You know how you’ve always hoped Valve will actually make a Half-Life 3? Or a new Counter-Strike with modern graphics? Because, you know, what else could they be doing? Apparently, they were busy making the Valve Index, the outfit’s own VR system.
That’s right, one of the best game developers of the previous decade still isn’t making new games, choosing instead to flex their engineering muscles on other aspects of the gaming industry. This time around, they’re looking to compete with the HTC Vive and Oculus Rift, along with all the other smaller outfits looking to make VR a thing that people actually like.
The Valve Index VR Kit consists of three components: a headset, controllers, and base stations. You put the headset on, set up at least two base stations, and use the controllers to interact with the system. The headset delivers the sound and visuals directly your way, while the base stations perform a laser sweep around the play space to pinpoint the exact location of photonic sensors on the headset and controllers up to 100 times per second.

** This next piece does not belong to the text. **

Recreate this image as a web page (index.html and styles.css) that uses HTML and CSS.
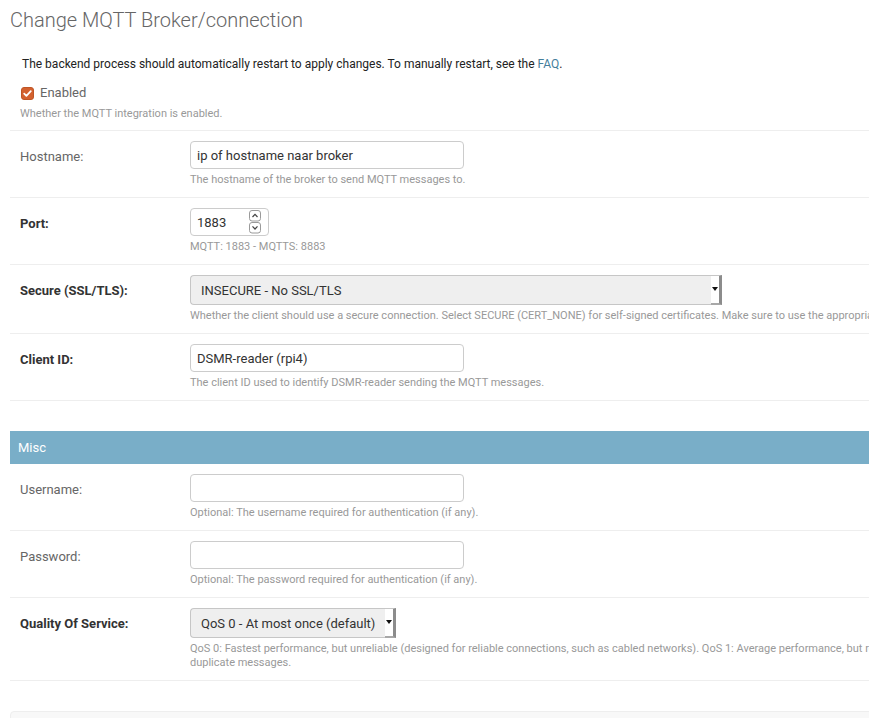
FILE: index.html
```html
<!DOCTYPE html>
<html lang="en">
<head>
<meta charset="utf-8">
<title>Change MQTT Broker/connection</title>
<link rel="stylesheet" href="styles.css">
</head>
<body>
<div class="page">
  <h1 class="title">Change MQTT Broker/connection</h1>
  <div class="form">
    <fieldset class="group">
      <p class="notice">The backend process should automatically restart to apply changes. To manually restart, see the <a href="#" class="link">FAQ</a>.</p>
      <div class="row row-check">
        <label class="check">
          <svg class="checkbox" width="13" height="13" viewBox="0 0 13 13"><rect x="0.5" y="0.5" width="12" height="12" rx="2.5" fill="#d3612f" stroke="#bf5526"/><path d="M3.2 6.6 L5.4 8.8 L9.8 4.2" fill="none" stroke="#fff" stroke-width="1.8" stroke-linecap="round" stroke-linejoin="round"/></svg>
          <span>Enabled</span>
        </label>
        <div class="help help-check">Whether the MQTT integration is enabled.</div>
      </div>
      <div class="row">
        <label class="lbl">Hostname:</label>
        <div class="field">
          <div class="input w-text">ip of hostname naar broker</div>
          <div class="help">The hostname of the broker to send MQTT messages to.</div>
        </div>
      </div>
      <div class="row">
        <label class="lbl req">Port:</label>
        <div class="field">
          <div class="input w-num">
            <span class="num-val">1883</span>
            <svg class="spin" width="14" height="26" viewBox="0 0 14 26"><rect x="1.5" y="1.5" width="11" height="10.5" rx="2.5" fill="#fff" stroke="#9a9a9a"/><path d="M4.5 8 L7 5.3 L9.5 8" fill="none" stroke="#444" stroke-width="1.2"/><rect x="1.5" y="13.5" width="11" height="10.5" rx="2.5" fill="#fff" stroke="#9a9a9a"/><path d="M4.5 17.3 L7 20 L9.5 17.3" fill="none" stroke="#444" stroke-width="1.2"/></svg>
          </div>
          <div class="help">MQTT: 1883 - MQTTS: 8883</div>
        </div>
      </div>
      <div class="row">
        <label class="lbl req">Secure (SSL/TLS):</label>
        <div class="field">
          <div class="select w-secure"><span class="sel-val">INSECURE - No SSL/TLS</span><span class="sel-btn"></span></div>
          <div class="help">Whether the client should use a secure connection. Select SECURE (CERT_NONE) for self-signed certificates. Make sure to use the appropriate port as well.</div>
        </div>
      </div>
      <div class="row">
        <label class="lbl req">Client ID:</label>
        <div class="field">
          <div class="input w-text">DSMR-reader (rpi4)</div>
          <div class="help">The client ID used to identify DSMR-reader sending the MQTT messages.</div>
        </div>
      </div>
    </fieldset>

    <fieldset class="group">
      <h2 class="group-title">Misc</h2>
      <div class="row">
        <label class="lbl">Username:</label>
        <div class="field">
          <div class="input w-text"></div>
          <div class="help">Optional: The username required for authentication (if any).</div>
        </div>
      </div>
      <div class="row">
        <label class="lbl">Password:</label>
        <div class="field">
          <div class="input w-text"></div>
          <div class="help">Optional: The password required for authentication (if any).</div>
        </div>
      </div>
      <div class="row">
        <label class="lbl req">Quality Of Service:</label>
        <div class="field">
          <div class="select w-qos"><span class="sel-val">QoS 0 - At most once (default)</span><span class="sel-btn"></span></div>
          <div class="help">QoS 0: Fastest performance, but unreliable (designed for reliable connections, such as cabled networks). QoS 1: Average performance, but reliable, might cause duplicate messages. QoS 2: Slowest performance, but most reliable, no<br>duplicate messages.</div>
        </div>
      </div>
    </fieldset>

    <div class="submit-row"></div>
  </div>
</div>
</body>
</html>
```

FILE: styles.css
```css
* { box-sizing: border-box; }

html, body {
  margin: 0;
  padding: 0;
  background: #fff;
  overflow: hidden;
}

body {
  font-family: Roboto, "Liberation Sans", Arial, sans-serif;
  color: #333;
  font-size: 13px;
}

.page {
  padding: 8px 0 0 10px;
  width: 1500px;
}

.title {
  margin: 0 0 24px;
  font-size: 20px;
  line-height: 24px;
  font-weight: 300;
  color: #666;
}

.group {
  border: 0;
  margin: 0 0 30px;
  padding: 0;
  min-width: 0;
}

.notice {
  margin: 0;
  padding-left: 12px;
  font-size: 12px;
  line-height: 16px;
  color: #222;
}

.link {
  color: #447e9b;
  text-decoration: none;
}

.row {
  display: flex;
  padding: 10px;
  border-bottom: 1px solid #eee;
}

.row-check {
  display: block;
  padding: 13px 10px 9px;
}

.check {
  display: flex;
  align-items: center;
  gap: 6px;
  padding-left: 1px;
  font-size: 13px;
  line-height: 16px;
  color: #666;
}

.checkbox { display: block; }

.lbl {
  flex: 0 0 170px;
  padding-top: 8px;
  line-height: 16px;
  font-size: 13px;
  color: #666;
}

.lbl.req {
  font-weight: 700;
  color: #333;
}

.field {
  display: flex;
  flex-direction: column;
  align-items: flex-start;
}

.input {
  height: 28px;
  border: 1px solid #ccc;
  border-radius: 4px;
  padding: 0 6px;
  display: flex;
  align-items: center;
  font-size: 13px;
  color: #333;
  background: #fff;
}

.w-text { width: 274px; }

.w-num {
  width: 79px;
  justify-content: space-between;
  padding-right: 6px;
}

.spin { display: block; }

.help {
  margin-top: 4px;
  font-size: 11px;
  line-height: 14px;
  color: #999;
  white-space: nowrap;
}

.row-check .help-check {
  margin-top: 6px;
}

.select {
  height: 30px;
  display: flex;
  font-size: 13px;
  color: #333;
  white-space: nowrap;
}

.sel-val {
  flex: 1;
  display: flex;
  align-items: center;
  padding: 0 10px;
  background: #efefef;
  border: 1px solid #c6c6c6;
  border-right: 0;
  border-radius: 4px 0 0 4px;
}

.sel-btn {
  flex: 0 0 11px;
  background: #fff;
  border-top: 1px solid #c6c6c6;
  border-bottom: 2px solid #a8a8a8;
  border-right: 3px solid #8c8c8c;
  position: relative;
}

.sel-btn::after {
  content: "";
  position: absolute;
  left: 1px;
  top: 11px;
  border-left: 3px solid transparent;
  border-right: 3px solid transparent;
  border-top: 4px solid #111;
}

.w-secure { width: 532px; }
.w-qos { width: 206px; }

.group-title {
  margin: 0;
  height: 33px;
  padding: 0 8px;
  display: flex;
  align-items: center;
  background: #79aec8;
  color: #fff;
  font-size: 13px;
  font-weight: 400;
}

.submit-row {
  height: 60px;
  background: #f8f8f8;
  border: 1px solid #eee;
  border-radius: 4px;
}
```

Up to four base stations can be set up to work in conjunction with each other, which expands the play area to a whopping 10 x 10 meters, giving you plenty of room to move.
The headset uses a pair of LCD displays with 1440 x 1600 resolution and a 120Hz refresh rate (with an experimental 144Hz mode), each of which is equipped with canted lenses that have been optimized for a large field of view (130 degrees) to let you see as much of the virtual world at any time. According to the outfit, the display and optics have two modifiable settings, interpupillary distance and eye relief, allowing users to make adjustments to find their own visual sweet spot.
The Valve Index VR Kit headset uses the same near-field off-ear speakers as the HTC Vive, which is likely to become the standard going forward for this generation of VR headwear. Since the headphones in this configuration don’t actually touch your ears (it hovers), they’re very comfortable, while allowing the outfit to fit in bigger drivers to deliver a much better sound. It comes with two RGB cameras in front for computer vision, feeding the system information about your point-of-view, while a dual microphone array receives voice input, making this a veritable all-in-one system.
The entire headset is highly adjustable, so you can tailor the fit to accommodate your exact head size, face angle, and ear position, while ergonomically-designed padding on every section that touches your head and face ensures comfortable wear. There’s also an expansion slot out front with a USB 3 port, which can accommodate any extra hardware an application may require. According to Valve, any content available on Steam for the Vive, Vive Pro, Rift, and Windows Mixed Reality Headset will work with their VR system, so there should be a good load of compatible games and apps out there right off the bat.
The Valve Index VR Kit is now available for preorder, with an August 31st ship date.